Lógicamente podemos comprar carne más barata de algún país recóndito con pocos controles, bajos impuestos y aumentar los beneficios de grandes grupos multinacionales. Y esos beneficios jamás repercutirán más que en los dividendos de los de siempre. Pero nuestros ganaderos desaparecerán. También podíamos comprar carbón africano y pagar la mitad que por el carbón nacional. Y ahorrábamos. Aunque ese dinero jamás regresaba. Y el minero prejubilado y comido por la silicosis, mientras, ve su cuenca demacrada, triste y sin futuro.

Eso es lo que nos han vendido. Los intereses económicos de los grandes a costa de los nuestros. No tiene otro nombre.
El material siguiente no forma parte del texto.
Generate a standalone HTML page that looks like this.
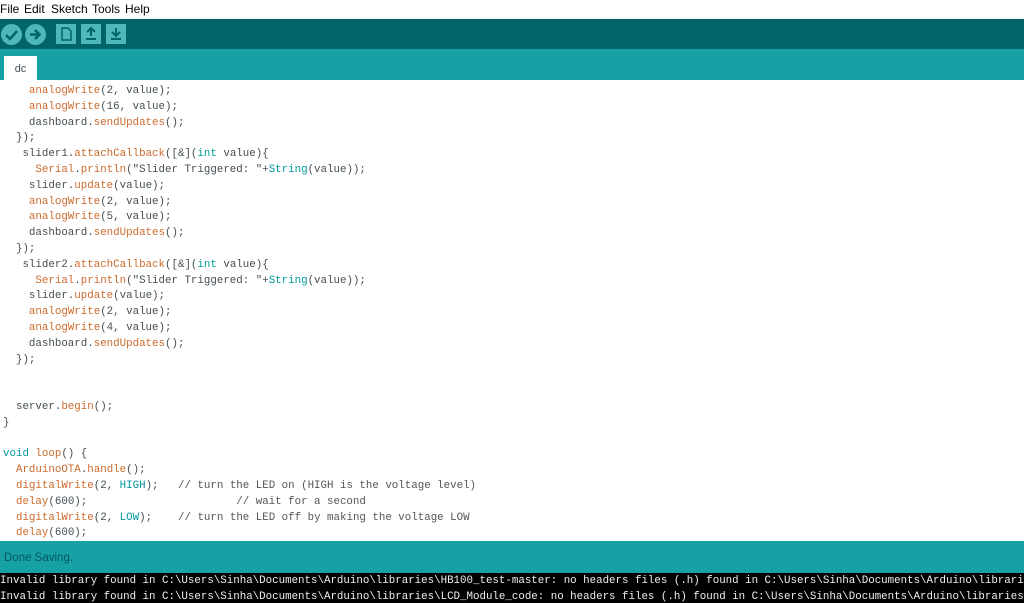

Quizás deberíamos plantearnos abrir el melón y comenzar a sugerir que la economía vuelva a servir a la sociedad. Que vuelva la persona al centro del círculo y no seamos nosotros quienes orbitemos caóticamente y sin dirección alrededor de los caprichos de los poderosos. Quizás sea hora de reconocer que esa «maldición» de ganarnos el pan con el sudor de nuestra frente deba cumplirse. Debemos aportar lo mejor de nosotros para recibir frutos. Lo acepto. Pero no es lo que vivimos. Vivimos en una distopía en que el trabajo duro no ofrece ni una remota posibilidad de seguridad para nosotros y los nuestros. Es más una coincidencia, contactos o tener conductas predadoras. Típico de un sistema y un estado que, por mucho que repitan, no tiene a la persona en el centro de su diseño.

Lo repito, como lo repitió mi abuela. No hay trabajo, hay trabajadores.